One thing that we agreed on, though, was that neither of us liked the Swiss army knife way magic worked in D&D. There was a spell for everything, and with enough levels or scrolls, you could have a massive battery of utility spells to render you immune to every hardship you could imagine. Add to that the massive killhammer high level magic became, and fighter characters become good for show only. Neither of us wanted that.

So I set about creating a system of magic that offered some decent choices without completely invalidating every other character option in the game. There are plenty of ways to limit magic in an RPG. There's drain, limited casting capacity (also known as Vancian casting), components, even insanity risks. In the end, I went with making magic slow. Yes, you can throw a fireball into the midst of an enemy horde and roast all of them, but you won't be doing it every exchange. It takes time to build up that much power.

Instead of writing a separate tome chocked full of spells (I'm too lazy for that kind of work), I broke a spell into several categories. This includes aspects such as range, area of effect and duration. Each of these has a few ratings, and the more you want to do, the higher the cost.

What cost? Effort cost. To cast a spell, you decide what you want it to do, assign it a rating in each of the categories, and then tally up the cost of all the aspects.
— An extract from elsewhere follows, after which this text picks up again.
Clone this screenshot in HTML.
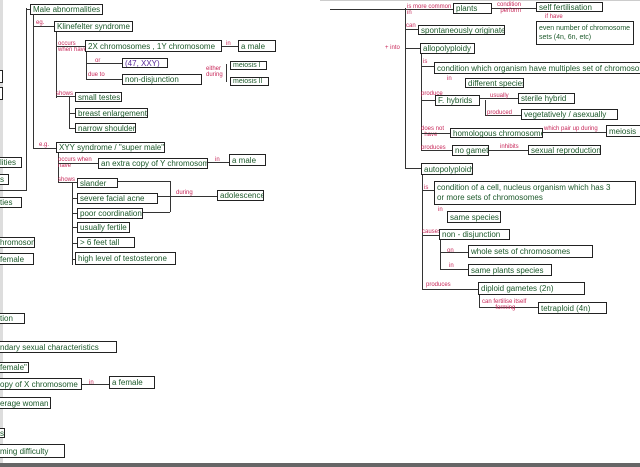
<!DOCTYPE html>
<html><head><meta charset="utf-8"><style>
body{margin:0;width:640px;height:467px;background:#fff;position:relative;overflow:hidden;font-family:"Liberation Sans",sans-serif}
.b{position:absolute;border:1px solid #222;color:#1d5a2b;font-size:8px;line-height:9px;padding:0 2px;box-sizing:border-box;white-space:nowrap;overflow:hidden;background:#fff;display:flex;align-items:center}
.r{position:absolute;color:#c8285a;font-size:6px;line-height:6px;white-space:nowrap}
.h{position:absolute;height:1px;background:#333}
.v{position:absolute;width:1px;background:#333}
</style></head><body>
<div style="position:absolute;left:0;top:0;width:3px;height:467px;background:#ddd"></div>
<div style="position:absolute;left:0;top:463px;width:640px;height:4px;background:#666"></div>
<div class="h" style="left:320px;top:0;width:320px;background:#ccc"></div>

<!-- left tree -->
<div class="v" style="left:26px;top:8px;height:183px"></div>
<div class="h" style="left:0;top:190px;width:27px"></div>
<div class="h" style="left:26px;top:9px;width:4px"></div>
<div class="b" style="left:30px;top:4px;width:73px;height:11px">Male abnormalities</div>
<div class="v" style="left:33px;top:14px;height:134px"></div>
<div class="h" style="left:33px;top:26px;width:21px"></div>
<div class="r" style="left:36px;top:20px">eg.</div>
<div class="b" style="left:54px;top:21px;width:79px;height:11px">Klinefelter syndrome</div>
<div class="v" style="left:56px;top:32px;height:66px"></div>
<div class="r" style="left:58px;top:41px">occurs<br>when have</div>
<div class="h" style="left:56px;top:46px;width:29px"></div>
<div class="b" style="left:85px;top:40px;width:137px;height:12px">2X chromosomes , 1Y chromosome</div>
<div class="r" style="left:226px;top:41px">in</div>
<div class="h" style="left:222px;top:46px;width:16px"></div>
<div class="b" style="left:238px;top:40px;width:38px;height:12px">a male</div>
<div class="v" style="left:86px;top:52px;height:28px"></div>
<div class="r" style="left:95px;top:58px">or</div>
<div class="h" style="left:86px;top:63px;width:36px"></div>
<div class="b" style="left:122px;top:58px;width:46px;height:10px;color:#5a2a9a">(47, XXY)</div>
<div class="r" style="left:88px;top:72px">due to</div>
<div class="h" style="left:86px;top:79px;width:36px"></div>
<div class="b" style="left:122px;top:74px;width:80px;height:11px">non-disjunction</div>
<div class="r" style="left:206px;top:66px">either<br>during</div>
<div class="v" style="left:226px;top:64px;height:18px"></div>
<div class="b" style="left:230px;top:61px;width:37px;height:9px;font-size:7px;line-height:7px">meiosis I</div>
<div class="b" style="left:230px;top:77px;width:39px;height:9px;font-size:7px;line-height:7px">meiosis II</div>
<div class="r" style="left:56px;top:91px">shows</div>
<div class="v" style="left:69px;top:96px;height:33px"></div>
<div class="h" style="left:56px;top:96px;width:19px"></div>
<div class="b" style="left:75px;top:92px;width:47px;height:10px">small testes</div>
<div class="h" style="left:69px;top:113px;width:6px"></div>
<div class="b" style="left:75px;top:108px;width:73px;height:10px">breast enlargement</div>
<div class="h" style="left:69px;top:128px;width:6px"></div>
<div class="b" style="left:75px;top:123px;width:61px;height:10px">narrow shoulders</div>
<div class="h" style="left:33px;top:148px;width:23px"></div>
<div class="r" style="left:39px;top:142px">e.g.</div>
<div class="b" style="left:56px;top:142px;width:109px;height:11px">XYY syndrome / "super male"</div>
<div class="v" style="left:58px;top:153px;height:30px"></div>
<div class="r" style="left:58px;top:157px">occurs when<br>have</div>
<div class="h" style="left:58px;top:163px;width:40px"></div>
<div class="b" style="left:98px;top:158px;width:110px;height:11px">an extra copy of Y chromosome</div>
<div class="r" style="left:215px;top:157px">in</div>
<div class="h" style="left:208px;top:162px;width:21px"></div>
<div class="b" style="left:229px;top:154px;width:37px;height:12px">a male</div>
<div class="r" style="left:58px;top:177px">shows</div>
<div class="h" style="left:58px;top:182px;width:19px"></div>
<div class="v" style="left:72px;top:182px;height:83px"></div>
<div class="b" style="left:77px;top:178px;width:41px;height:10px">slander</div>
<div class="h" style="left:72px;top:198px;width:5px"></div>
<div class="b" style="left:77px;top:193px;width:81px;height:11px">severe facial acne</div>
<div class="h" style="left:72px;top:213px;width:5px"></div>
<div class="b" style="left:77px;top:208px;width:66px;height:11px">poor coordination</div>
<div class="h" style="left:72px;top:227px;width:5px"></div>
<div class="b" style="left:77px;top:222px;width:53px;height:11px">usually fertile</div>
<div class="h" style="left:72px;top:243px;width:5px"></div>
<div class="b" style="left:77px;top:237px;width:58px;height:11px">&gt; 6 feet tall</div>
<div class="h" style="left:72px;top:259px;width:5px"></div>
<div class="b" style="left:75px;top:252px;width:101px;height:13px">high level of testosterone</div>
<div class="v" style="left:170px;top:181px;height:31px"></div>
<div class="h" style="left:118px;top:181px;width:52px"></div>
<div class="h" style="left:143px;top:212px;width:27px"></div>
<div class="h" style="left:158px;top:196px;width:59px"></div>
<div class="r" style="left:176px;top:190px">during</div>
<div class="b" style="left:217px;top:190px;width:47px;height:11px">adolescence</div>

<!-- left cut boxes -->
<div class="b" style="left:-3px;top:70px;width:6px;height:13px"></div>
<div class="b" style="left:-3px;top:87px;width:6px;height:13px"></div>
<div class="b" style="left:-3px;top:157px;width:25px;height:11px">lities</div>
<div class="b" style="left:-3px;top:174px;width:12px;height:11px">s</div>
<div class="b" style="left:-3px;top:197px;width:25px;height:11px">ties</div>
<div class="b" style="left:-3px;top:237px;width:38px;height:11px">hromosome</div>
<div class="b" style="left:-3px;top:253px;width:37px;height:12px">female</div>
<div class="b" style="left:-3px;top:313px;width:28px;height:11px">tion</div>
<div class="b" style="left:-3px;top:341px;width:120px;height:12px">ndary sexual characteristics</div>
<div class="b" style="left:-3px;top:362px;width:32px;height:11px">female"</div>
<div class="b" style="left:-3px;top:378px;width:85px;height:12px">opy of X chromosome</div>
<div class="r" style="left:89px;top:380px">in</div>
<div class="h" style="left:82px;top:384px;width:27px"></div>
<div class="b" style="left:109px;top:376px;width:46px;height:13px">a female</div>
<div class="b" style="left:-3px;top:397px;width:54px;height:12px">erage woman</div>
<div class="b" style="left:-3px;top:428px;width:8px;height:10px">s</div>
<div class="b" style="left:-3px;top:444px;width:68px;height:14px">ming difficulty</div>

<!-- right tree -->
<div class="h" style="left:330px;top:9px;width:123px"></div>
<div class="r" style="left:407px;top:4px">is more common<br>in</div>
<div class="b" style="left:453px;top:3px;width:39px;height:11px">plants</div>
<div class="h" style="left:492px;top:8px;width:44px"></div>
<div class="r" style="left:497px;top:2px">condition<br>&nbsp;&nbsp;perform</div>
<div class="b" style="left:536px;top:2px;width:67px;height:10px">self fertilisation</div>
<div class="r" style="left:545px;top:14px">if have</div>
<div class="b" style="left:536px;top:21px;width:98px;height:24px;font-size:7px;line-height:9px">even number of chromosome<br>sets (4n, 6n, etc)</div>
<div class="v" style="left:405px;top:8px;height:160px"></div>
<div class="h" style="left:405px;top:29px;width:13px"></div>
<div class="r" style="left:406px;top:23px">can</div>
<div class="b" style="left:418px;top:25px;width:87px;height:10px">spontaneously originate</div>
<div class="r" style="left:385px;top:45px">+ into</div>
<div class="h" style="left:405px;top:48px;width:15px"></div>
<div class="b" style="left:420px;top:43px;width:55px;height:11px">allopolyploidy</div>
<div class="v" style="left:421px;top:54px;height:96px"></div>
<div class="r" style="left:423px;top:59px">is</div>
<div class="h" style="left:421px;top:66px;width:13px"></div>
<div class="b" style="left:434px;top:62px;width:210px;height:12px">condition which organism have multiples set of chromosome</div>
<div class="r" style="left:447px;top:76px">in</div>
<div class="b" style="left:465px;top:78px;width:59px;height:10px">different species</div>
<div class="r" style="left:421px;top:91px">produce</div>
<div class="h" style="left:421px;top:100px;width:14px"></div>
<div class="b" style="left:435px;top:95px;width:45px;height:11px">F. hybrids</div>
<div class="h" style="left:480px;top:98px;width:38px"></div>
<div class="r" style="left:490px;top:93px">usually</div>
<div class="b" style="left:518px;top:93px;width:57px;height:11px">sterile hybrid</div>
<div class="v" style="left:485px;top:100px;height:15px"></div>
<div class="h" style="left:485px;top:115px;width:36px"></div>
<div class="r" style="left:487px;top:110px">produced</div>
<div class="b" style="left:521px;top:109px;width:97px;height:11px">vegetatively / asexually</div>
<div class="r" style="left:421px;top:126px">does not<br>&nbsp;&nbsp;have</div>
<div class="h" style="left:421px;top:133px;width:29px"></div>
<div class="b" style="left:450px;top:128px;width:93px;height:10px">homologous chromosomes</div>
<div class="r" style="left:544px;top:126px">which pair up during</div>
<div class="h" style="left:543px;top:132px;width:63px"></div>
<div class="b" style="left:606px;top:125px;width:40px;height:12px">meiosis</div>
<div class="r" style="left:421px;top:145px">produces</div>
<div class="h" style="left:421px;top:150px;width:31px"></div>
<div class="b" style="left:452px;top:145px;width:37px;height:11px">no gamete</div>
<div class="r" style="left:500px;top:144px">inhibits</div>
<div class="h" style="left:489px;top:150px;width:39px"></div>
<div class="b" style="left:528px;top:145px;width:73px;height:10px">sexual reproduction</div>
<div class="h" style="left:405px;top:168px;width:16px"></div>
<div class="b" style="left:421px;top:163px;width:52px;height:12px">autopolyploidy</div>
<div class="v" style="left:422px;top:175px;height:115px"></div>
<div class="r" style="left:424px;top:185px">is</div>
<div class="h" style="left:422px;top:190px;width:12px"></div>
<div class="b" style="left:434px;top:181px;width:202px;height:24px;line-height:10px">condition of a cell, nucleus organism which has 3<br>or more sets of chromosomes</div>
<div class="r" style="left:438px;top:207px">in</div>
<div class="b" style="left:447px;top:211px;width:54px;height:12px">same species</div>
<div class="r" style="left:422px;top:229px">causes</div>
<div class="h" style="left:422px;top:235px;width:17px"></div>
<div class="b" style="left:439px;top:229px;width:71px;height:11px">non - disjunction</div>
<div class="v" style="left:440px;top:240px;height:30px"></div>
<div class="r" style="left:447px;top:248px">on</div>
<div class="h" style="left:440px;top:252px;width:28px"></div>
<div class="b" style="left:468px;top:245px;width:125px;height:13px">whole sets of chromosomes</div>
<div class="r" style="left:449px;top:263px">in</div>
<div class="h" style="left:440px;top:269px;width:28px"></div>
<div class="b" style="left:468px;top:264px;width:84px;height:12px">same plants species</div>
<div class="r" style="left:426px;top:282px">produces</div>
<div class="h" style="left:422px;top:289px;width:56px"></div>
<div class="b" style="left:478px;top:282px;width:107px;height:13px">diploid gametes (2n)</div>
<div class="v" style="left:479px;top:295px;height:12px"></div>
<div class="h" style="left:479px;top:307px;width:59px"></div>
<div class="r" style="left:482px;top:299px">can fertilise itself<br>&nbsp;&nbsp;&nbsp;&nbsp;&nbsp;&nbsp;&nbsp;&nbsp;forming</div>
<div class="b" style="left:538px;top:302px;width:69px;height:12px">tetraploid (4n)</div>
</body></html>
That gives you a number, and that's the effort you need to generate before you can cast the spell. Now, that's just to gather the energy to cast it. Effort spent gathering the power doesn't actually go toward casting the spell.

Once you meet a spell's effort cost, you're free to cast it just like you would perform any other action. You generate an effort pool and look to beat the challenge rating of the task. If you succeed, your spell is a success. If not, you still cast the spell, but it doesn't have the desired effect. An attack spell misses. A telekinetic effect lacks the strength to perform the action. Etc.

However, win or lose, there's no further side effects. No drain, no loss of energy. If you want to cast more magic, you can do so, but you begin by gathering up the power again. On average, if a mage wants to throw an effect that's on par with a warrior's sword swing, he can do so every exchange. If he wants to roast an entire battalion, he can do that too, but he'll be gathering energy for a good number of exchanges. He can do other things during this time if he likes, but that requires splitting his pool, and thus gathering energy at an even slower rate.

And that's my attempt at introducing magic, keeping it powerful, keeping it fun, and keeping it in line with everything else. It looks good on paper, but only testing will tell how it actually works.